Ela também afirmou na ocasião que “os governos, todos eles, precisam se atualizar e compor um programa para mudanças climáticas”. Prometeu chamar especialistas e elaborar um programa preventivo. “Esse tema ambiental compõe a essência do trabalho que eu pretendo oferecer a Porto Alegre”, disse a pré-candidata.

De modo geral, o discurso público tem sido de união de esforços das diferentes esferas governamentais para mitigar os efeitos das inundações, que em Porto Alegre também alteraram a rotina dos edifícios da Câmara Municipal e da Assembleia Legislativa.
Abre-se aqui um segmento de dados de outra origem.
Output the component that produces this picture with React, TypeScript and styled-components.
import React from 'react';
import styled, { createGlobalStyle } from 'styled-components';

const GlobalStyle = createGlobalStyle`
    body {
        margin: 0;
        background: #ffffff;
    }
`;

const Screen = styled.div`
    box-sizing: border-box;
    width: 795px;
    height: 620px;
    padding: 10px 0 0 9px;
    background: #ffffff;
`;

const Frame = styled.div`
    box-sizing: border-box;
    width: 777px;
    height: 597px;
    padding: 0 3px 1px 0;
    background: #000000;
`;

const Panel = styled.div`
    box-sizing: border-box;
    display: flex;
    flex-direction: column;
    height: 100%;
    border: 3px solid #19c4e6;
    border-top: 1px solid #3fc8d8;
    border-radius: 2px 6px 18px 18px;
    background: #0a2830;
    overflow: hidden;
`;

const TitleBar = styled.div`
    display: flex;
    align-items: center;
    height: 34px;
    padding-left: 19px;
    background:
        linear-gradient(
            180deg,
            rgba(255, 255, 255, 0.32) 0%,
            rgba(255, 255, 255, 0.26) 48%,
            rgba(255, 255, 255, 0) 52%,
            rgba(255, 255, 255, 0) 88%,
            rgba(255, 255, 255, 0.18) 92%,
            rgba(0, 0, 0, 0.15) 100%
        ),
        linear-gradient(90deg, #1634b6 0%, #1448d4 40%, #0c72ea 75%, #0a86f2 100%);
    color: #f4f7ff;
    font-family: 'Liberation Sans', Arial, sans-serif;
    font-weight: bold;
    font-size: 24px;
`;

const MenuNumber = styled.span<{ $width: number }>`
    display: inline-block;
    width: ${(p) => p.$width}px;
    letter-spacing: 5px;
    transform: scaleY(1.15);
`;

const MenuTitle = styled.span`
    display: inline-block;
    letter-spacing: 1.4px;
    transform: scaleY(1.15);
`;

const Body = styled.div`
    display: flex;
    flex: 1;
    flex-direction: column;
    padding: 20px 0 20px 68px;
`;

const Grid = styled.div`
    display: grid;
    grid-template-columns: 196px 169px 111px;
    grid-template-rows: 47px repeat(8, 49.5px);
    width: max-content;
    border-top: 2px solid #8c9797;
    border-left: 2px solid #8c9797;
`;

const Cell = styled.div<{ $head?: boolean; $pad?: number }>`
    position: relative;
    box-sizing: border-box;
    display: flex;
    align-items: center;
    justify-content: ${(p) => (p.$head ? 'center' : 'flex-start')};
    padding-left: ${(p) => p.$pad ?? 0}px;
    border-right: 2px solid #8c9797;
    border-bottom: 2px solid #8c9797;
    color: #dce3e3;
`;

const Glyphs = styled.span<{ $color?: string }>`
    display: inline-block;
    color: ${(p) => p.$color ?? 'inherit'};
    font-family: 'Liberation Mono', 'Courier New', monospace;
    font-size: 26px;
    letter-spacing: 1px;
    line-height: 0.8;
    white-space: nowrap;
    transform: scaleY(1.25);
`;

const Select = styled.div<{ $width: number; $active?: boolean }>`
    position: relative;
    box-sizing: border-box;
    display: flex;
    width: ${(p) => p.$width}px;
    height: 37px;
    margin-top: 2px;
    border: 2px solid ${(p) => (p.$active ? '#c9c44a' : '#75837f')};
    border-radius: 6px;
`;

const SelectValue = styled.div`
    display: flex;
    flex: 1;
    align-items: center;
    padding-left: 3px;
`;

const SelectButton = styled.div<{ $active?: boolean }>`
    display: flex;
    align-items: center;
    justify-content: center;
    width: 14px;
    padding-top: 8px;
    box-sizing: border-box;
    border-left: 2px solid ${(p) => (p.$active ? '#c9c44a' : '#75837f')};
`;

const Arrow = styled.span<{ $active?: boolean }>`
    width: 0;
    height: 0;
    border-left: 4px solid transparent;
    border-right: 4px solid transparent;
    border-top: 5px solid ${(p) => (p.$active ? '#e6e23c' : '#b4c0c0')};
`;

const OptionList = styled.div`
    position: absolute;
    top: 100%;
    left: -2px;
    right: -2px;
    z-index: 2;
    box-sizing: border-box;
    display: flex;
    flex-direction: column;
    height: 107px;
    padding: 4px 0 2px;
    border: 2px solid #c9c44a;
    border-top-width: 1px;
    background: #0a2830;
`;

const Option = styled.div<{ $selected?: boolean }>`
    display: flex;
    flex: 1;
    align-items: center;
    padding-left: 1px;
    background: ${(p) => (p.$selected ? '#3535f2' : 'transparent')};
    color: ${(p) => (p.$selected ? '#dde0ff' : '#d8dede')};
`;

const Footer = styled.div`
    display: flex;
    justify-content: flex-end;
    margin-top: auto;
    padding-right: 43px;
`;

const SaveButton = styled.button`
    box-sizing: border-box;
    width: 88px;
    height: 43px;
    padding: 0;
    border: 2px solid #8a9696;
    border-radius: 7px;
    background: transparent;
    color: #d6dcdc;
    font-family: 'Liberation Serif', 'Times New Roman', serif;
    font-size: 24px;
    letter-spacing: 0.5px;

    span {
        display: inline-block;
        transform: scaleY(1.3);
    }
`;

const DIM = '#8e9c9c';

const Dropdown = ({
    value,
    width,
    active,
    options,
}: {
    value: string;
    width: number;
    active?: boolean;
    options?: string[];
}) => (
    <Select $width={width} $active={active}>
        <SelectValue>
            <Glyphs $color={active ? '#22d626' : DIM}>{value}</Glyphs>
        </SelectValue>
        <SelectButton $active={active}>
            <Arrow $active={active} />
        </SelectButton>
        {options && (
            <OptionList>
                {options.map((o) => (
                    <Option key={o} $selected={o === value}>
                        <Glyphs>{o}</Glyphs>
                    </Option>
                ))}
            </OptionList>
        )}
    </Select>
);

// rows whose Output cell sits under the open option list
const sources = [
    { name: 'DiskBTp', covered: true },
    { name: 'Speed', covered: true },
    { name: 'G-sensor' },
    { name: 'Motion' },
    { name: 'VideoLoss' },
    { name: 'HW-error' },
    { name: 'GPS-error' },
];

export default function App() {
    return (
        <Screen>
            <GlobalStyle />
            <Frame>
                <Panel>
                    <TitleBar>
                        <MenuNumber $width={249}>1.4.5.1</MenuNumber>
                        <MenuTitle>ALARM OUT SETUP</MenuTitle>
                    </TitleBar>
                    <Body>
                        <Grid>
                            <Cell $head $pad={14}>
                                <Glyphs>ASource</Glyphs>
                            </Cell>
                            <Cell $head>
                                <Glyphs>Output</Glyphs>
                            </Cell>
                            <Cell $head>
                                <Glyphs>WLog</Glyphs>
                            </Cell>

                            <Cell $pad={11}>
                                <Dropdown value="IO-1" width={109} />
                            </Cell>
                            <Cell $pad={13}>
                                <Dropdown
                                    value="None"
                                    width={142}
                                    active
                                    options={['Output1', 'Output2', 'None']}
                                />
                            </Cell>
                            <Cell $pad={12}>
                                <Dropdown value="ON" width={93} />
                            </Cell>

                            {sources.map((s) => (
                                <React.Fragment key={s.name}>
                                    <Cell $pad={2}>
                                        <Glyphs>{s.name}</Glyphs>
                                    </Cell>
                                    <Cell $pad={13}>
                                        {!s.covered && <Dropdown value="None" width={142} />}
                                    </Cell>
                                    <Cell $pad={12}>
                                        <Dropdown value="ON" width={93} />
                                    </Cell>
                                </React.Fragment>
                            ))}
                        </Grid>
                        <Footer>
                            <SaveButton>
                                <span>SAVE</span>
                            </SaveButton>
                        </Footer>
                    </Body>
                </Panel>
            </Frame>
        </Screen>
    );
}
“Convidamos todos os 36 vereadores para diálogo sobre o enfrentamento à calamidade que assola nossa Porto Alegre. É momento de colocar as divergências políticas de lado e somar forças para seguir salvando vidas e reconstruir caminhos”, disse o prefeito e pré-candidato à reeleição.
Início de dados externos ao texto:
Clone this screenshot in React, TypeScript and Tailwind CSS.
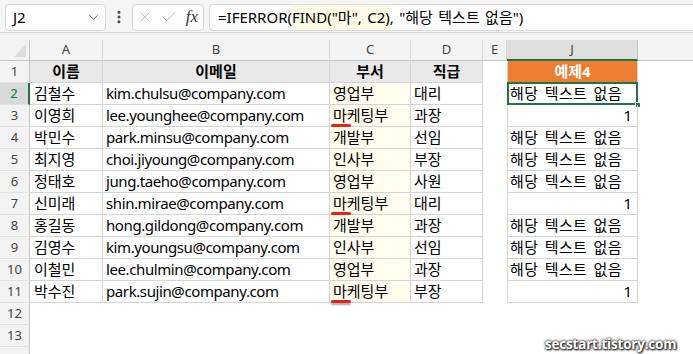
import { ChevronDown, EllipsisVertical, X, Check } from 'lucide-react'

const ROWS: [string, string, string, string, string][] = [
  ['김철수', 'kim.chulsu@company.com', '영업부', '대리', '해당 텍스트 없음'],
  ['이영희', 'lee.younghee@company.com', '마케팅부', '과장', '1'],
  ['박민수', 'park.minsu@company.com', '개발부', '선임', '해당 텍스트 없음'],
  ['최지영', 'choi.jiyoung@company.com', '인사부', '부장', '해당 텍스트 없음'],
  ['정태호', 'jung.taeho@company.com', '영업부', '사원', '해당 텍스트 없음'],
  ['신미래', 'shin.mirae@company.com', '마케팅부', '대리', '1'],
  ['홍길동', 'hong.gildong@company.com', '개발부', '과장', '해당 텍스트 없음'],
  ['김영수', 'kim.youngsu@company.com', '인사부', '선임', '해당 텍스트 없음'],
  ['이철민', 'lee.chulmin@company.com', '영업부', '과장', '해당 텍스트 없음'],
  ['박수진', 'park.sujin@company.com', '마케팅부', '부장', '1'],
]

const COLS = 'grid grid-cols-[30px_73px_227px_81px_72px_24px_131px_1fr]'
const CELL = 'h-[22px] flex items-center border-r border-b border-[#d4d4d4] whitespace-nowrap overflow-hidden'

function RowHead({ n, active }: { n?: number; active?: boolean }) {
  return (
    <div
      className={`h-[22px] flex items-center justify-center text-[13px] border-b border-[#e1e1e1] ${
        active
          ? 'bg-[#d9d9d9] text-[#217346] border-r-2 border-r-[#217346]'
          : 'bg-[#f3f3f3] text-[#444] border-r border-r-[#c6c6c6]'
      }`}
    >
      {n}
    </div>
  )
}

function DataRow({ n, row }: { n: number; row: [string, string, string, string, string] }) {
  const [name, email, dept, rank, result] = row
  const isNum = result === '1'
  return (
    <>
      <RowHead n={n} active={n === 2} />
      <div className={`${CELL} pl-[4px]`}>{name}</div>
      <div className={`${CELL} pl-[3px] tracking-[-0.4px]`}>{email}</div>
      <div className={`${CELL} pl-[3px] bg-[#fffdee] relative overflow-visible`}>
        {dept}
        {dept.startsWith('마') && (
          <span className="absolute left-[1px] bottom-[-1px] w-[20px] h-[3px] rounded-full bg-[#e8231c] shadow-[0_2px_2px_rgba(0,0,0,0.35)]" />
        )}
      </div>
      <div className={`${CELL} pl-[3px]`}>{rank}</div>
      <div />
      <div
        className={`${CELL} border-l relative overflow-visible ${
          isNum ? 'justify-end pr-[5px]' : 'pl-[2px] tracking-[0.4px] [word-spacing:2px]'
        }`}
      >
        {result}
        {n === 2 && (
          <>
            <span className="absolute left-[-1px] top-[-1px] right-[-1px] bottom-[-1px] border-2 border-[#217346]" />
            <span className="absolute right-[-4px] bottom-[-4px] w-[6px] h-[6px] bg-[#217346] border border-white" />
          </>
        )}
      </div>
      <div />
    </>
  )
}

export default function App() {
  const font = { fontFamily: '"Noto Sans", "Noto Sans CJK KR", sans-serif' }
  return (
    <div className="w-[693px] h-[354px] overflow-hidden relative bg-white text-black" style={font}>
      {/* formula bar */}
      <div className="h-[33px] bg-[#f5f5f5] border-b border-[#d6d6d6] flex items-center gap-[5px] pl-[5px] pt-[2px]">
        <div className="w-[101px] h-[27px] bg-white border border-[#dadada] rounded-[4px] flex items-center justify-between pl-[7px] pr-[4px] text-[15px]">
          <span>J2</span>
          <ChevronDown className="w-[15px] h-[15px] text-[#555]" strokeWidth={1.5} />
        </div>
        <EllipsisVertical className="w-[16px] h-[16px] text-[#444]" strokeWidth={2.5} />
        <div className="w-[72px] h-[27px] bg-white border border-[#dadada] rounded-[4px] flex items-center justify-between px-[4px]">
          <X className="w-[16px] h-[16px] text-[#b9b9b9]" strokeWidth={1.3} />
          <Check className="w-[18px] h-[18px] text-[#b9b9b9]" strokeWidth={1.3} />
          <span
            className="italic text-[17px] text-[#333] pr-[1px]"
            style={{ fontFamily: '"Liberation Serif", serif' }}
          >
            fx
          </span>
        </div>
        <div className="flex-1 h-[27px] bg-white border border-r-0 border-[#dadada] rounded-l-[4px] flex items-stretch pl-[8px] text-[15px] whitespace-nowrap [word-spacing:1.5px]">
          <span className="flex items-center">=IFERROR(</span>
          <span className="flex items-center bg-[#fdfbe6]">FIND("마", C2)</span>
          <span className="flex items-center">, "해당 텍스트 없음")</span>
        </div>
      </div>

      {/* grid */}
      <div className="bg-[#f3f3f3] h-[7px]" />
      <div className={`${COLS} text-[15px] [word-spacing:0.5px]`}>
        <div className="h-[21px] bg-[#f3f3f3] border-r border-b border-[#c6c6c6] relative">
          <svg className="absolute right-[3px] bottom-[3px]" width="12" height="13" viewBox="0 0 12 13">
            <polygon points="12,0 12,13 0,13" fill="#dcdcdc" />
          </svg>
        </div>
        {['A', 'B', 'C', 'D', 'E'].map((c) => (
          <div
            key={c}
            className="h-[21px] bg-[#f3f3f3] border-r border-b border-[#d6d6d6] border-b-[#c6c6c6] flex items-center justify-center text-[13px] text-[#444]"
          >
            {c}
          </div>
        ))}
        <div className="h-[21px] bg-[#dedede] border-r border-[#c6c6c6] border-b-2 border-b-[#217346] flex items-center justify-center text-[13px] text-[#444]">
          J
        </div>
        <div className="h-[21px] bg-[#f3f3f3] border-b border-[#c6c6c6]" />

        {/* header row */}
        <RowHead n={1} />
        {['이름', '이메일', '부서', '직급'].map((h) => (
          <div key={h} className={`${CELL} justify-center font-bold bg-[#e9e9e9]`}>
            {h}
          </div>
        ))}
        <div />
        <div className={`${CELL} border-l justify-center font-bold text-white bg-[#ed7d31] border-[#d4d4d4]`}>
          예제4
        </div>
        <div />

        {ROWS.map((r, i) => (
          <DataRow key={i} n={i + 2} row={r} />
        ))}

        {[12, 13].map((n) => (
          <div key={n} className="contents">
            <RowHead n={n} />
            <div className="col-span-7" />
          </div>
        ))}
        <RowHead />
        <div className="col-span-7" />
      </div>

      <div
        className="absolute left-[545px] top-[334px] text-[13.5px] font-bold text-white tracking-[-0.2px] [text-shadow:0_0_2px_#222,0_0_3px_#333,1px_1px_2px_#000]"
        style={{ fontFamily: '"Open Sans", sans-serif' }}
      >
        secstart.tistory.com
      </div>
    </div>
  )
}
Maria do Rosário também conduziu na semana passada uma reunião entre deputados gaúchos e ministros do governo federal petista para tratar dos estragos.

No encontro, predominou o tom de superação de diferenças políticas, com uma ou outra alfinetada. “Não adianta fazer muita reunião, gastar muita diária, vindo para o Rio Grande do Sul com tanta gente, e não liberar dinheiro para as prefeituras”, disse o deputado federal Giovani Cherini (PL) na ocasião.
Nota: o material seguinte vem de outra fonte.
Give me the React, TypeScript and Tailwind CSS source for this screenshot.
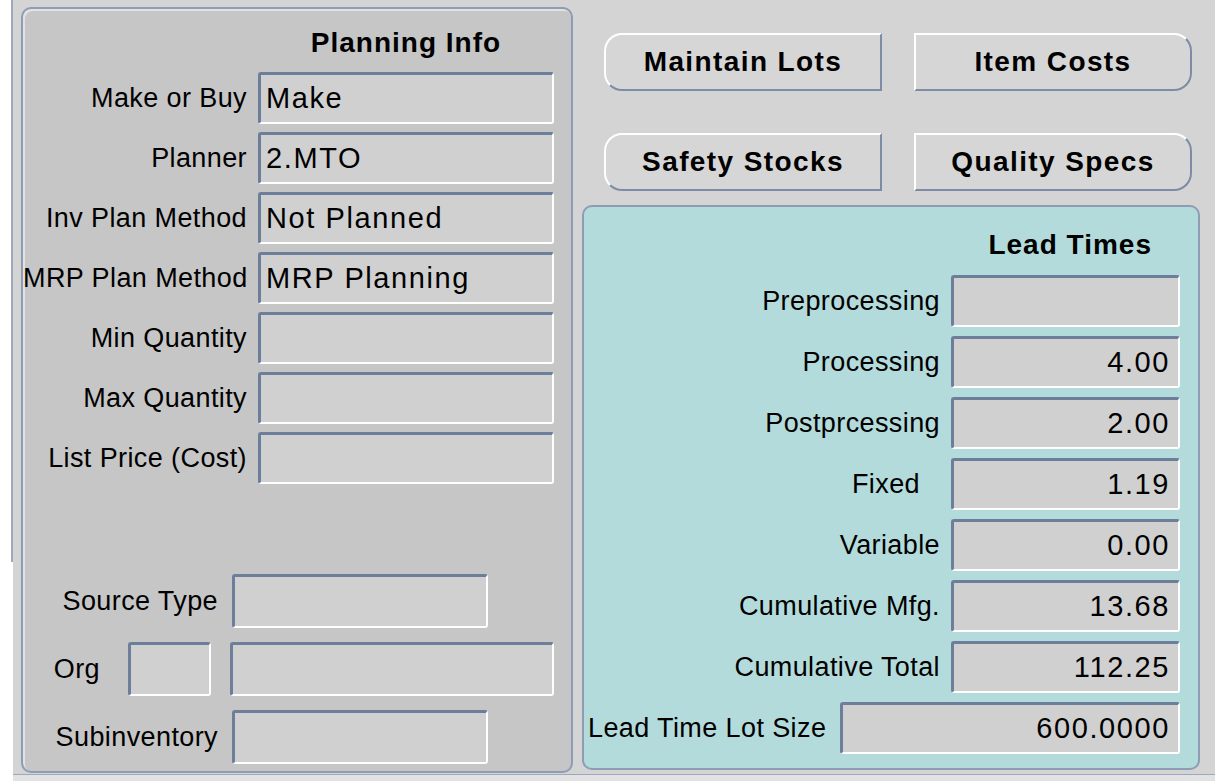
import React from "react";

const labelCls = "text-[27px] tracking-[0.4px] text-black text-right whitespace-nowrap leading-none";

function Field({ value, className = "", right = false }: { value?: string; className?: string; right?: boolean }) {
  return (
    <div
      className={`h-[52px] bg-[#d0d0d0] border-t-[3px] border-l-[3px] border-b-2 border-r-2 border-t-[#6d7e9b] border-l-[#6d7e9b] border-b-white border-r-white rounded-[3px] flex items-center pl-[5px] pr-[8px] text-[29px] tracking-[1.6px] text-black leading-none ${
        right ? "justify-end" : ""
      } ${className}`}
    >
      {value}
    </div>
  );
}

function Btn({ label, side }: { label: string; side: "l" | "r" }) {
  return (
    <button
      className={`w-[278px] h-[58px] bg-[#d6d6d6] border-2 border-t-white border-l-white border-b-[#7d8ca6] border-r-[#7d8ca6] ${
        side === "l" ? "rounded-l-[18px]" : "rounded-r-[18px]"
      } font-bold text-[28px] tracking-[1.4px] text-black`}
    >
      {label}
    </button>
  );
}

export default function App() {
  const planning = [
    { label: "Make or Buy", value: "Make" },
    { label: "Planner", value: "2.MTO" },
    { label: "Inv Plan Method", value: "Not Planned" },
    { label: "MRP Plan Method", value: "MRP Planning" },
    { label: "Min Quantity", value: "" },
    { label: "Max Quantity", value: "" },
    { label: "List Price (Cost)", value: "" },
  ];

  const leadTimes = [
    { label: "Preprocessing", value: "" },
    { label: "Processing", value: "4.00" },
    { label: "Postprcessing", value: "2.00" },
    { label: "Fixed", value: "1.19", pad: true },
    { label: "Variable", value: "0.00" },
    { label: "Cumulative Mfg.", value: "13.68" },
    { label: "Cumulative Total", value: "112.25" },
  ];

  return (
    <div className="w-[1215px] h-[781px] flex bg-[#d4d4d4] font-['Liberation_Sans',Arial,sans-serif] overflow-hidden">
      {/* left edge strip */}
      <div className="w-[13px] flex flex-col bg-white">
        <div className="h-[562px] border-r-2 border-[#9ba8c0]" />
      </div>

      <div className="flex-1 flex flex-col">
        <div className="flex h-[774px] pt-[7px] pl-[8px] gap-[9px]">
          {/* Planning Info panel */}
          <div className="w-[552px] h-[766px] bg-[#c6c6c6] border-2 border-[#8e9cb5] rounded-[10px] shadow-[inset_2px_2px_0_#e2e2e2] flex flex-col pt-[18px] pr-[17px]">
            <div className="flex">
              <div className="w-[235px]" />
              <div className="flex-1 text-center font-bold text-[28px] tracking-[1px] leading-none pt-[2px] h-[45px]">
                Planning Info
              </div>
            </div>
            <div className="flex flex-col gap-[8px]">
              {planning.map((r) => (
                <div key={r.label} className="flex items-center gap-[11px]">
                  <div className={`w-[224px] ${labelCls}`}>{r.label}</div>
                  <Field value={r.value} className="flex-1" />
                </div>
              ))}
            </div>

            <div className="flex flex-col gap-[14px] mt-[90px]">
              <div className="flex items-center gap-[14px]">
                <div className={`w-[195px] ${labelCls}`}>Source Type</div>
                <Field className="w-[256px] h-[54px]" />
              </div>
              <div className="flex items-center">
                <div className={`w-[77px] ${labelCls}`}>Org</div>
                <Field className="w-[83px] ml-[28px] h-[54px]" />
                <Field className="flex-1 ml-[19px] h-[54px]" />
              </div>
              <div className="flex items-center gap-[14px]">
                <div className={`w-[195px] ${labelCls}`}>Subinventory</div>
                <Field className="w-[256px] h-[54px]" />
              </div>
            </div>
          </div>

          {/* right column */}
          <div className="w-[618px] flex flex-col">
            <div className="flex flex-col gap-[42px] pt-[26px] pl-[22px]">
              <div className="flex gap-[32px]">
                <Btn label="Maintain Lots" side="l" />
                <Btn label="Item Costs" side="r" />
              </div>
              <div className="flex gap-[32px]">
                <Btn label="Safety Stocks" side="l" />
                <Btn label="Quality Specs" side="r" />
              </div>
            </div>

            {/* Lead Times panel */}
            <div className="mt-[14px] h-[565px] bg-[#b4dbdb] border-2 border-[#8e9cb5] rounded-[10px] flex flex-col pt-[20px] pr-[18px] pl-[4px]">
              <div className="text-right font-bold text-[28px] tracking-[1px] leading-none pr-[28px] h-[48px] pt-[4px]">
                Lead Times
              </div>
              <div className="flex flex-col gap-[9px]">
                {leadTimes.map((r) => (
                  <div key={r.label} className="flex items-center gap-[11px]">
                    <div className={`flex-1 ${labelCls} ${r.pad ? "pr-[20px]" : ""}`}>{r.label}</div>
                    <Field value={r.value} right className="w-[229px]" />
                  </div>
                ))}
                <div className="flex items-center gap-[14px]">
                  <div className={`${labelCls} text-left`}>Lead Time Lot Size</div>
                  <Field value="600.0000" right className="flex-1" />
                </div>
              </div>
            </div>
          </div>
        </div>
        <div className="flex-1 bg-[#e2e2e2] border-t border-[#9ba8c0]" />
      </div>
    </div>
  );
}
A fala de Cherini irritou o ministro Paulo Pimenta (Comunicações), que, entre outros pontos, citou a decisão do governo Lula (PT) de liberação imediata de emendas parlamentares individuais para o Rio Grande do Sul.

“Espero que tenha emenda minha”, disse ele. Pimenta é deputado federal pelo Rio Grande do Sul licenciado e também tem sido presença constante nos atos do governo federal na região.

Apesar de os pré-candidatos evitarem por enquanto apontar culpados, outros atores da política local já têm aproveitado a situação para levantar temas historicamente tratados em disputas eleitorais, como o das privatizações.

Líderes sindicais acusam a gestão Melo de sucatear deliberadamente a empresa responsável pelo sistema de água e esgoto, a Dmae, com a intenção de justificar sua venda.

O Simpa (Sindicato dos Municipários de Porto Alegre) emitiu comunicado recente dizendo que há mais de sete anos denuncia “a situação de precarização e desmonte dos serviços públicos em Porto Alegre”.

Melo nega e alega que houve investimento.

Especialistas apontam que o avanço do lago Guaíba para os bairros de Porto Alegre, a partir das cheias na região norte do estado, revelou falhas nas casas de bombas, que não conseguiram expulsar a água, e vazamento nos diques.

“Se o sistema contra cheias criado há 50 anos estivesse funcionado, a cidade poderia não ter sido inundada. Certamente isso vai ser o grande debate da eleição, o investimento no sistema e os órgãos responsáveis”, diz o cientista político da UFRGS.

Para ele, a questão climática também deve ganhar centralidade na campanha eleitoral que se aproxima, na esteira da tragédia.

“De maneira geral, a questão climática sempre foi vista como uma questão macro, de responsabilidade do governo federal. Com a catástrofe, acho que isso muda um pouco. Perceberam que afeta o cotidiano”, analisa o professor, que lembra ainda o fato de as populações de áreas periféricas já sofrerem com o problema.

“As cheias em Porto Alegre não são algo inusual. A diferença agora é que atingiram bairros de classe média”, observa.

Pesquisa divulgada pela Quaest na quinta-feira (9), sobre a percepção do nível de responsabilidade do poder público na tragédia do Rio Grande do Sul, mostrou que 64% das pessoas acham que as prefeituras têm muita responsabilidade, enquanto 20% consideram que é pouca e 16%, nenhuma.

Sobre o governo federal, 59% dos entrevistados afirmam que ele tem muita responsabilidade, 24% dizem que é pouca e 17%, nenhuma.

Em relação ao governo estadual, comandado por Eduardo Leite (PSDB), 68% dos entrevistados apontam muita responsabilidade, 20% acreditam que tem pouca e 12% que não tem nenhuma. O levantamento foi encomendado pela Genial Investimentos e ouviu 2.045 pessoas entre os dias 2 e 6 de maio.

“Era um tema distante ou secundário no processo eleitoral local. Mas, agora, assim que a água baixar, as pessoas vão querer saber por que o apartamento delas inundou”, afirma o professor.